= Data lines =
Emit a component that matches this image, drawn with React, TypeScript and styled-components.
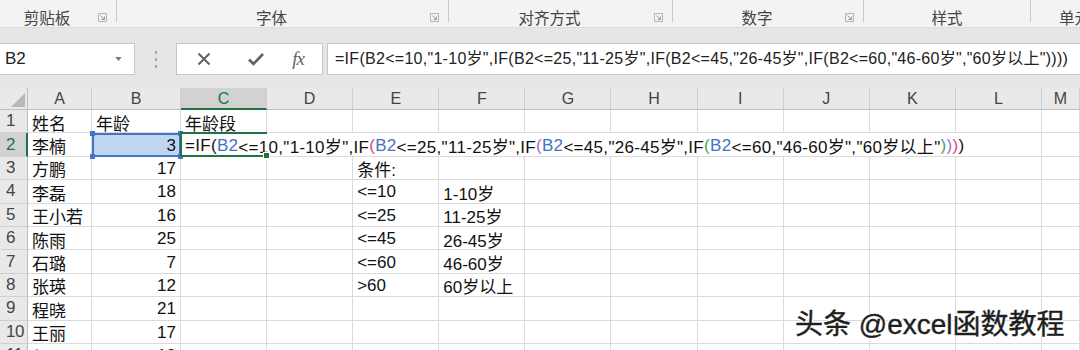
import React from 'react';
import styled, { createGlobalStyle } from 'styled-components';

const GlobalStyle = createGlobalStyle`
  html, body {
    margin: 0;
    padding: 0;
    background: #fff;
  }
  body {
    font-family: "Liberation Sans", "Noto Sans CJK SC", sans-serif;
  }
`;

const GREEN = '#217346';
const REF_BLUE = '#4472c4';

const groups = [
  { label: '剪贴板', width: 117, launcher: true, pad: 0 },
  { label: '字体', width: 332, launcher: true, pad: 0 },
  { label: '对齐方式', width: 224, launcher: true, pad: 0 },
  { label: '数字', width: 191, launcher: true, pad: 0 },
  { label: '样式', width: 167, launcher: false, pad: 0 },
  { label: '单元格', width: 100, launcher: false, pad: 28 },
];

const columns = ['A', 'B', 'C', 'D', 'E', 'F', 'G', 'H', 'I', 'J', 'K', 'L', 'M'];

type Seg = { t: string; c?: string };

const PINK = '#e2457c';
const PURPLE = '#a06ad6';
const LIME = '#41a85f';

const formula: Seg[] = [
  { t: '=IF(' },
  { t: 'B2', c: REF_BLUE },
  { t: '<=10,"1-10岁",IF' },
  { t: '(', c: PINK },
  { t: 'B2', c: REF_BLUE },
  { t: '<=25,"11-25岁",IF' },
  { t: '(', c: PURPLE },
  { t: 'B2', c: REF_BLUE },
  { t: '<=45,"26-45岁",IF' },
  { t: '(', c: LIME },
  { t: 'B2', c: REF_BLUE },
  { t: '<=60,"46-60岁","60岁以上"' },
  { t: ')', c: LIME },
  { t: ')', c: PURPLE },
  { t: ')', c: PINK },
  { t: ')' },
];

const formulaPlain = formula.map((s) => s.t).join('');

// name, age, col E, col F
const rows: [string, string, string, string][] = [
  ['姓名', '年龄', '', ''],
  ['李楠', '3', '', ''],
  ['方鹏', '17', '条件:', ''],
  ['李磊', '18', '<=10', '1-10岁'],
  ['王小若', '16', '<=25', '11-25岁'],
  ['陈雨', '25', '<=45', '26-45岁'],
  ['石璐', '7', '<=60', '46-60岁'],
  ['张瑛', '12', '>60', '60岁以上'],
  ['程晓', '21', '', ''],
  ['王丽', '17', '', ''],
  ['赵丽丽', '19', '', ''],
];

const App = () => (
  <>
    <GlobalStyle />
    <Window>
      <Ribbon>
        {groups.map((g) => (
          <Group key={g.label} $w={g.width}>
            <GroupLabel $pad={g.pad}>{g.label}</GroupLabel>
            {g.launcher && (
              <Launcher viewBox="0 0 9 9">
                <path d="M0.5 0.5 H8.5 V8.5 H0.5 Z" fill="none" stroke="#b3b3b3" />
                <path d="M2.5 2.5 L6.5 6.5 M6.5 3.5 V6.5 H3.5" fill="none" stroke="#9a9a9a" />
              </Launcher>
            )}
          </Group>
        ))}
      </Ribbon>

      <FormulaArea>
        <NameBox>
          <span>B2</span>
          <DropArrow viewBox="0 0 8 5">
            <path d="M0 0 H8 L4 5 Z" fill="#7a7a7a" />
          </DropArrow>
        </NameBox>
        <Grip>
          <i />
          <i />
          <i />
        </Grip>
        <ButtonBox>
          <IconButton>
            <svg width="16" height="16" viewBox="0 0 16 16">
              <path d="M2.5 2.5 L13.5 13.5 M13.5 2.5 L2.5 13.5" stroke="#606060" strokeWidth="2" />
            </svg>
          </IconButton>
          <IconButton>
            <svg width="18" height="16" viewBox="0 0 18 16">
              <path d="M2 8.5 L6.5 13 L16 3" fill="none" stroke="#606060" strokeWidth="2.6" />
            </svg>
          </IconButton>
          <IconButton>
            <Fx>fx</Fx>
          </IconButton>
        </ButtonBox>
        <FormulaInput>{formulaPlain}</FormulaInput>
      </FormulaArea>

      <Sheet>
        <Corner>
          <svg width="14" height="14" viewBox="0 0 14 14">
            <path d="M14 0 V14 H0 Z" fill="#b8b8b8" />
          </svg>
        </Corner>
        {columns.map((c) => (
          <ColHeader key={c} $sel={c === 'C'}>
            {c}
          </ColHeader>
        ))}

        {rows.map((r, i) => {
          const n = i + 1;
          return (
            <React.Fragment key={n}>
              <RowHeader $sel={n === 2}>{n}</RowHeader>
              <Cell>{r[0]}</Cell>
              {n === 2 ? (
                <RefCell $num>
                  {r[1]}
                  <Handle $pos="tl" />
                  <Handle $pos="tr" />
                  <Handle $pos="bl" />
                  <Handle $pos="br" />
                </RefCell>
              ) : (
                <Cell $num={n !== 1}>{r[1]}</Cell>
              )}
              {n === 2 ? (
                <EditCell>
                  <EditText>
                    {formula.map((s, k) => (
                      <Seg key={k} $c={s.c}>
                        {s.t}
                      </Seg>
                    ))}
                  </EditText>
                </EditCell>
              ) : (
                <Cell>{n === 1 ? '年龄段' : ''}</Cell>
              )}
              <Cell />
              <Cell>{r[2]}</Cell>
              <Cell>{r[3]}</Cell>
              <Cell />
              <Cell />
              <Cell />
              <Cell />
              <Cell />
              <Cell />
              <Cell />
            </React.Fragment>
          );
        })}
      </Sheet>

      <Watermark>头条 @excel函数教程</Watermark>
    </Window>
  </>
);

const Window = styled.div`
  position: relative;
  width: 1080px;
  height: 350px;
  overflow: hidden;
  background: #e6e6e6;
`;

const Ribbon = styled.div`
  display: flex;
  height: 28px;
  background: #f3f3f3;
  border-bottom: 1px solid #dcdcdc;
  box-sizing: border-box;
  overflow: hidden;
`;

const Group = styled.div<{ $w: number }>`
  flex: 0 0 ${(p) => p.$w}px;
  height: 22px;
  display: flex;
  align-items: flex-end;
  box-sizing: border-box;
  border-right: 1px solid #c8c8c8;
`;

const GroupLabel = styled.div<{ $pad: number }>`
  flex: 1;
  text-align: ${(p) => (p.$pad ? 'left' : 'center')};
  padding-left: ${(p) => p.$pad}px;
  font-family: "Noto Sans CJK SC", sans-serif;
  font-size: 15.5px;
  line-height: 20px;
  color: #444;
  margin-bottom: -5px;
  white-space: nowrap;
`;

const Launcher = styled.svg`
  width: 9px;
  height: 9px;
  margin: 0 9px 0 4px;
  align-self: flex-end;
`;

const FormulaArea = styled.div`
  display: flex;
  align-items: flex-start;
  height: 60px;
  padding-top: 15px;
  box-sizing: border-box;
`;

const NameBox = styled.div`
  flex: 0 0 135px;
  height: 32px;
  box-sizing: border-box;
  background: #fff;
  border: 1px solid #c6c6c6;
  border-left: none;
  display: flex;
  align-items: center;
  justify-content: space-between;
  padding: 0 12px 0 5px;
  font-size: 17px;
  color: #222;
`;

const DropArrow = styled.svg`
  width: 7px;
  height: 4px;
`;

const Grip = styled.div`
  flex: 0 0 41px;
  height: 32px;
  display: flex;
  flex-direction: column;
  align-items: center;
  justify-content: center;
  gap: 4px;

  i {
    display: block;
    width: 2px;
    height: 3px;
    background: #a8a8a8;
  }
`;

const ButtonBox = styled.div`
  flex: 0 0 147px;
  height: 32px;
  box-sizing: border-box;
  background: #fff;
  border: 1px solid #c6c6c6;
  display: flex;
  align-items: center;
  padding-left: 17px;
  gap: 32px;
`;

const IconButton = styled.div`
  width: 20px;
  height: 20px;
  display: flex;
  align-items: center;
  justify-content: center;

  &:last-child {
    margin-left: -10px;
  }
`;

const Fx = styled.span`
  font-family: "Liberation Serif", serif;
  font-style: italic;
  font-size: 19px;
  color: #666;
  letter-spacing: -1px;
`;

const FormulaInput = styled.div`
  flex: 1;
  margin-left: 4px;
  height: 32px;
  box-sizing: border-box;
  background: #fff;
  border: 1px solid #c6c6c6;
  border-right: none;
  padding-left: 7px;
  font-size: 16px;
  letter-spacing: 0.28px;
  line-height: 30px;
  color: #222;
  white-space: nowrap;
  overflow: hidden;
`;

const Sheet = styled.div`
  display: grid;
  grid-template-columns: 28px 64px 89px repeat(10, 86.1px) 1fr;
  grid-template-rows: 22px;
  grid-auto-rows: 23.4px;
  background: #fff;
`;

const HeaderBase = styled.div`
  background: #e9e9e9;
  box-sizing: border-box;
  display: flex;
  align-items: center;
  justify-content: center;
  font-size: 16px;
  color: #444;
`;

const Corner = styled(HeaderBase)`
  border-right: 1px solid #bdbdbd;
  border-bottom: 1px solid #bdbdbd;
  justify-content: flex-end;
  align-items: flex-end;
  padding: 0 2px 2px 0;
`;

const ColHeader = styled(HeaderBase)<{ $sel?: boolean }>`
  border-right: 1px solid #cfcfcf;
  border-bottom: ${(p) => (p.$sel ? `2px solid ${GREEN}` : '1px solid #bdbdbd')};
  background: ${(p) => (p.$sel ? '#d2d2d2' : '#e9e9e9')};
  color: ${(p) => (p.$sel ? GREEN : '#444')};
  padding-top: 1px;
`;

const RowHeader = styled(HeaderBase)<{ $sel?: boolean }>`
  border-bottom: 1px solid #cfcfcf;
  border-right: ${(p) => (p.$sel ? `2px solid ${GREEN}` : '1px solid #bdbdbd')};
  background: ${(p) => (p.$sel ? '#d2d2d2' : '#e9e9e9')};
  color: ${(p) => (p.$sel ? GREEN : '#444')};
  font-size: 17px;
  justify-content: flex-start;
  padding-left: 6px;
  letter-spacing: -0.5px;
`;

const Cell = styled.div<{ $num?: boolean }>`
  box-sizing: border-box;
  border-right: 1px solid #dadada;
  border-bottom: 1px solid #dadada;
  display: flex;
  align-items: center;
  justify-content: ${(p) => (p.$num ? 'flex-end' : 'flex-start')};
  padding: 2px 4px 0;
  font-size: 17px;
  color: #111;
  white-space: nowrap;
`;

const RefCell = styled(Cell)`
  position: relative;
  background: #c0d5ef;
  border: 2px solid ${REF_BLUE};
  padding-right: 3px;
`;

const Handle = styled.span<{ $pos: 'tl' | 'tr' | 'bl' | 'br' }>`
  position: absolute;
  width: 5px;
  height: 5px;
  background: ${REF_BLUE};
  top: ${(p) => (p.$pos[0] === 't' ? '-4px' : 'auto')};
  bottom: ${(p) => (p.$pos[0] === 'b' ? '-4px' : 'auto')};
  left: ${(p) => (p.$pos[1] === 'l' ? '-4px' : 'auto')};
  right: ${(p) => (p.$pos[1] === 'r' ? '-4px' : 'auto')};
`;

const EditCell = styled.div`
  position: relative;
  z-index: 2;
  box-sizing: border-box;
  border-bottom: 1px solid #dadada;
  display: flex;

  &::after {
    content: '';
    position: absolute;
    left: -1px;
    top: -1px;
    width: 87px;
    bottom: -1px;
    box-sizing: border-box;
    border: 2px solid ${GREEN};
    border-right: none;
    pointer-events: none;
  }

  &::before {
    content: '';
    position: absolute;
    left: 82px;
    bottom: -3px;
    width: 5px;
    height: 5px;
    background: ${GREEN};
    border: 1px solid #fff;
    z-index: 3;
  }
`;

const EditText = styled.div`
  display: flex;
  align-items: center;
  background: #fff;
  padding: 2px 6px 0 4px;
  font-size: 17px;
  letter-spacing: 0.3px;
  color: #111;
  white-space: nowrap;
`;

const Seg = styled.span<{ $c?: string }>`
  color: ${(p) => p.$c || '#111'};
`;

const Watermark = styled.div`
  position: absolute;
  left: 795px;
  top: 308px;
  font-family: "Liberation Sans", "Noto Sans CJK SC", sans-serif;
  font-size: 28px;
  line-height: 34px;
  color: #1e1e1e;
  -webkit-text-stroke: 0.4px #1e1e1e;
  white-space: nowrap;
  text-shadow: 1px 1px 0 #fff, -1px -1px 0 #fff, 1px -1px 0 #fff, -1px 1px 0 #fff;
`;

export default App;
...
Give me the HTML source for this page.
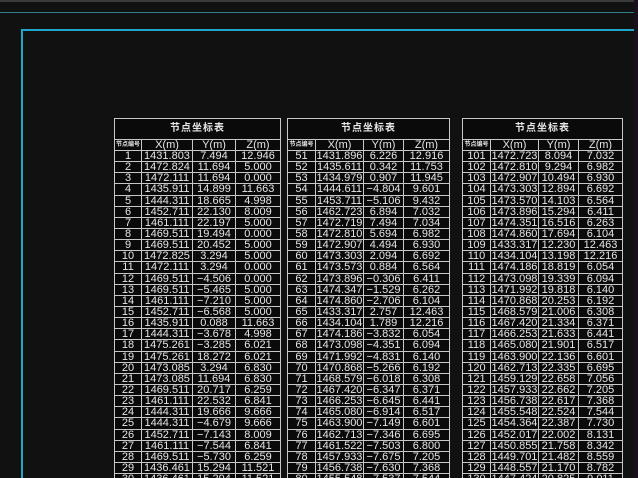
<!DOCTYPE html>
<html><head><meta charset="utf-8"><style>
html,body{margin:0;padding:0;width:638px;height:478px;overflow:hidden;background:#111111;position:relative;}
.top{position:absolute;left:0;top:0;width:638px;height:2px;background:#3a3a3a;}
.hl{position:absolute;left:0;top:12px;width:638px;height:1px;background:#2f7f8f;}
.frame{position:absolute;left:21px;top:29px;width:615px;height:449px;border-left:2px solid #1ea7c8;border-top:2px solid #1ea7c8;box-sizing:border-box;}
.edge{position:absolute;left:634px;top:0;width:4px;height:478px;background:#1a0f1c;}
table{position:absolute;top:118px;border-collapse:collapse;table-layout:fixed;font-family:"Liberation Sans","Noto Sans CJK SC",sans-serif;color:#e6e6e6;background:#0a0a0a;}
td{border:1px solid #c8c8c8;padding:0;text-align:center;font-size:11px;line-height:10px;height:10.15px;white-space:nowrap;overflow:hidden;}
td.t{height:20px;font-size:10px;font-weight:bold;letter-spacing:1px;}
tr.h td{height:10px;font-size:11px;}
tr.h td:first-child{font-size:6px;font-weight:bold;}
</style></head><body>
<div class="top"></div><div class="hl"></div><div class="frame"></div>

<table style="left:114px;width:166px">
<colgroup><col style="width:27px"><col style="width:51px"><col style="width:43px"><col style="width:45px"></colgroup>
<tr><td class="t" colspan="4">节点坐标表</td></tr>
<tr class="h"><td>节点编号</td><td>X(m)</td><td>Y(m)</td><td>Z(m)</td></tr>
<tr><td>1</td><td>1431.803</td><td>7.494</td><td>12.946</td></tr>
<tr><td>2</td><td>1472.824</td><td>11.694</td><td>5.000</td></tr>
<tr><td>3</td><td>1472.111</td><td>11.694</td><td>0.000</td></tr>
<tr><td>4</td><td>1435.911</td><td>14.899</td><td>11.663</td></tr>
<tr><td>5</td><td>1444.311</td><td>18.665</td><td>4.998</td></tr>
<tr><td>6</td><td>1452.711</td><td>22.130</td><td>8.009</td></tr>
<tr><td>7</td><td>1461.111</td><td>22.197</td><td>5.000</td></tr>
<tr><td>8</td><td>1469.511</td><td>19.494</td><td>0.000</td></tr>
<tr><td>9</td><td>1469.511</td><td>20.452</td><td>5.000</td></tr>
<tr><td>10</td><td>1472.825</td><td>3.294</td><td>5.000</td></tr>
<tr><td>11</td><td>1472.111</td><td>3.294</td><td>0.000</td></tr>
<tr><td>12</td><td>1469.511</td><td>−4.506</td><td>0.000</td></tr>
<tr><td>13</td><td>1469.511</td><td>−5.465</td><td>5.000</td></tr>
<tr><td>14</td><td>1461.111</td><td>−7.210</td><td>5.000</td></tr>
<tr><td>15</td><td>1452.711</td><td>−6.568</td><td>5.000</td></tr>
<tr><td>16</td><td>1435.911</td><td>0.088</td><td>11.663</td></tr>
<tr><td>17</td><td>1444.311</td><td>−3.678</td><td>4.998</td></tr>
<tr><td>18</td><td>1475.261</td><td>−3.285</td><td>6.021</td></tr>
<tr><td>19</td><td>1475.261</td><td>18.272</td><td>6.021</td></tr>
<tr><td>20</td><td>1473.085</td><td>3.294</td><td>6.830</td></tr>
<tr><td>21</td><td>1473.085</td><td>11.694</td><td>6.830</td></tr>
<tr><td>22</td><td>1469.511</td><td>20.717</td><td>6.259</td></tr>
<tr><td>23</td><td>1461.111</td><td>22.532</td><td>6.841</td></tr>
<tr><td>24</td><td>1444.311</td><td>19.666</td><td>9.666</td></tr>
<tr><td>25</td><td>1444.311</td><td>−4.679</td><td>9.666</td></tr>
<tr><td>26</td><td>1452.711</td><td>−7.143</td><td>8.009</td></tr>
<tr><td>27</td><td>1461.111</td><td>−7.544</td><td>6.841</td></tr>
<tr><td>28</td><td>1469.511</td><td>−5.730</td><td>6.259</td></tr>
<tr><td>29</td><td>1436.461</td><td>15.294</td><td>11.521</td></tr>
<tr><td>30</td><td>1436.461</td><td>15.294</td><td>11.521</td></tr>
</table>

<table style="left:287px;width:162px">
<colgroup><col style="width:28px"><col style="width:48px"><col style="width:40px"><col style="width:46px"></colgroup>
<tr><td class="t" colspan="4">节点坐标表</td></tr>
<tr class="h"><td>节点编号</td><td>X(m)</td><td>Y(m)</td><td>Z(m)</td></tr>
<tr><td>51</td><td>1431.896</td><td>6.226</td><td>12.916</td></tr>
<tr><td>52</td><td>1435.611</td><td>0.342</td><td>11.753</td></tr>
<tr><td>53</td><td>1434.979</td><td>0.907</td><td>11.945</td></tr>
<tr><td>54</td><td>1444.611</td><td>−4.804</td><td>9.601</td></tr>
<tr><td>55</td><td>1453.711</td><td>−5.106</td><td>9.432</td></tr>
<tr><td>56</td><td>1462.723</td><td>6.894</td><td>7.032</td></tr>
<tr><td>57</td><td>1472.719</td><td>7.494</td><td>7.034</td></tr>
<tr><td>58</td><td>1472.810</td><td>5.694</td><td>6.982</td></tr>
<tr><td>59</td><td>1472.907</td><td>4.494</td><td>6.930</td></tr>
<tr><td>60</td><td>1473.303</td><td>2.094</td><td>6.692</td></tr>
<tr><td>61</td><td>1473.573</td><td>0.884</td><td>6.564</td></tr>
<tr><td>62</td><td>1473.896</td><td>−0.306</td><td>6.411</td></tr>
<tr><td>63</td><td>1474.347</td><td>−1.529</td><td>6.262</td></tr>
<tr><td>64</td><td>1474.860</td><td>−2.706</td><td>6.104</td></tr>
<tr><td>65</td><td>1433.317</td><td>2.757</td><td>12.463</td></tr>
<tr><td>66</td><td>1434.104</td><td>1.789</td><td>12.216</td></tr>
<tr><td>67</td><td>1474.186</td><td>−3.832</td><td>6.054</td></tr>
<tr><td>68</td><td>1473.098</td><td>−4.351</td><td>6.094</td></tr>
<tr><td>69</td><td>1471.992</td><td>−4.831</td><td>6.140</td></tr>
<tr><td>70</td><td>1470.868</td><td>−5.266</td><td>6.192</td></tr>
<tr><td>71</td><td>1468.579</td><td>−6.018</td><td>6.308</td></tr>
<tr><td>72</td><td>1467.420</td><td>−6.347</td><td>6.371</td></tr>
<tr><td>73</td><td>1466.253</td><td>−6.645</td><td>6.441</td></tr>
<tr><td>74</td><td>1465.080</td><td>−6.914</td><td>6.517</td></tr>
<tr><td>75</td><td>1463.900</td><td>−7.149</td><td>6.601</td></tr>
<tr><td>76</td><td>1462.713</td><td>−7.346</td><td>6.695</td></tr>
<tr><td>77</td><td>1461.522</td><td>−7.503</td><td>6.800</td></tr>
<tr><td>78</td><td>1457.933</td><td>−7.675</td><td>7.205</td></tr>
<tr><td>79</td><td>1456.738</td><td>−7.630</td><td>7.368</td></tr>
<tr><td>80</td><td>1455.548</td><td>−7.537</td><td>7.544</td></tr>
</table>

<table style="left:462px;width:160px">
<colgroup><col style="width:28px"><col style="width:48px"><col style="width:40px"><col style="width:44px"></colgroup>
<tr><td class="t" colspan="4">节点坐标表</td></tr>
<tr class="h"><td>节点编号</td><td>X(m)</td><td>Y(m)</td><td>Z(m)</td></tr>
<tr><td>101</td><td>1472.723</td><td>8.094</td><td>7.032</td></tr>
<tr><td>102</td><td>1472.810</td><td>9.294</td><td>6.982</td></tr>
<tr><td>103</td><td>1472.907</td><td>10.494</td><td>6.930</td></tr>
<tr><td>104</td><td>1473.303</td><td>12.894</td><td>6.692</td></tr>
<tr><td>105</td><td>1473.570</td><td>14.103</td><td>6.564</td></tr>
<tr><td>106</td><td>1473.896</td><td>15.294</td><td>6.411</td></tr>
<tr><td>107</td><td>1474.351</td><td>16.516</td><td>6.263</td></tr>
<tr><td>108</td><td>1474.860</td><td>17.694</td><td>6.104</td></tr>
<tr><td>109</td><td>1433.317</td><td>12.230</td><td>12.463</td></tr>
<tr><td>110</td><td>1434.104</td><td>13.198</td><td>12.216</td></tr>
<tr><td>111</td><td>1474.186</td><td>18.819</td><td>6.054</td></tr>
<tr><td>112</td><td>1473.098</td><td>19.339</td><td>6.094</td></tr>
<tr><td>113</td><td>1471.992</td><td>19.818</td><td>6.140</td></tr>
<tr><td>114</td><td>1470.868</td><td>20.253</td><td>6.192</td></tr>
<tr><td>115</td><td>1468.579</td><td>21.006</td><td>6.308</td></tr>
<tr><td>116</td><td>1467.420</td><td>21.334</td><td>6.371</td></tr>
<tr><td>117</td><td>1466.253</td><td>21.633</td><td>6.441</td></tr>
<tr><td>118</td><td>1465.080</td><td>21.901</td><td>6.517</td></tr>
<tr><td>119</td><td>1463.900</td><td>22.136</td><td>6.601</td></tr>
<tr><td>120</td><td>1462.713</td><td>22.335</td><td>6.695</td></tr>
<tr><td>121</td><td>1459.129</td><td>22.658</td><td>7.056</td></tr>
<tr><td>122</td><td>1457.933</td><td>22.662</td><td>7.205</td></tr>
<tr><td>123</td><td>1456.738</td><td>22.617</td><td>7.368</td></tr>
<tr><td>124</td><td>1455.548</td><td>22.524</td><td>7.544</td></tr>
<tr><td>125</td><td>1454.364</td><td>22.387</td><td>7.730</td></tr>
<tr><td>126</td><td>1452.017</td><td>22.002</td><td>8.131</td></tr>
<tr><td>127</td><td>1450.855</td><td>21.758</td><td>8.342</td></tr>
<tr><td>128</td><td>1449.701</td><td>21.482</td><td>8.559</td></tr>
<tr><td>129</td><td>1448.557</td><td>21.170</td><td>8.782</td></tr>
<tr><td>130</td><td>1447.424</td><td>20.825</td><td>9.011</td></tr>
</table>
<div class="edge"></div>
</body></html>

= What to work on =
Using the data above, copy exactly the lines from the one containing "Emit a component" to the one containing "const formulaPlain = formula.map((s)", inclusive. Exclude the pictures.

= Full answer =
Emit a component that matches this image, drawn with React, TypeScript and styled-components.
import React from 'react';
import styled, { createGlobalStyle } from 'styled-components';

const GlobalStyle = createGlobalStyle`
  html, body {
    margin: 0;
    padding: 0;
    background: #fff;
  }
  body {
    font-family: "Liberation Sans", "Noto Sans CJK SC", sans-serif;
  }
`;

const GREEN = '#217346';
const REF_BLUE = '#4472c4';

const groups = [
  { label: '剪贴板', width: 117, launcher: true, pad: 0 },
  { label: '字体', width: 332, launcher: true, pad: 0 },
  { label: '对齐方式', width: 224, launcher: true, pad: 0 },
  { label: '数字', width: 191, launcher: true, pad: 0 },
  { label: '样式', width: 167, launcher: false, pad: 0 },
  { label: '单元格', width: 100, launcher: false, pad: 28 },
];

const columns = ['A', 'B', 'C', 'D', 'E', 'F', 'G', 'H', 'I', 'J', 'K', 'L', 'M'];

type Seg = { t: string; c?: string };

const PINK = '#e2457c';
const PURPLE = '#a06ad6';
const LIME = '#41a85f';

const formula: Seg[] = [
  { t: '=IF(' },
  { t: 'B2', c: REF_BLUE },
  { t: '<=10,"1-10岁",IF' },
  { t: '(', c: PINK },
  { t: 'B2', c: REF_BLUE },
  { t: '<=25,"11-25岁",IF' },
  { t: '(', c: PURPLE },
  { t: 'B2', c: REF_BLUE },
  { t: '<=45,"26-45岁",IF' },
  { t: '(', c: LIME },
  { t: 'B2', c: REF_BLUE },
  { t: '<=60,"46-60岁","60岁以上"' },
  { t: ')', c: LIME },
  { t: ')', c: PURPLE },
  { t: ')', c: PINK },
  { t: ')' },
];

const formulaPlain = formula.map((s) => s.t).join('');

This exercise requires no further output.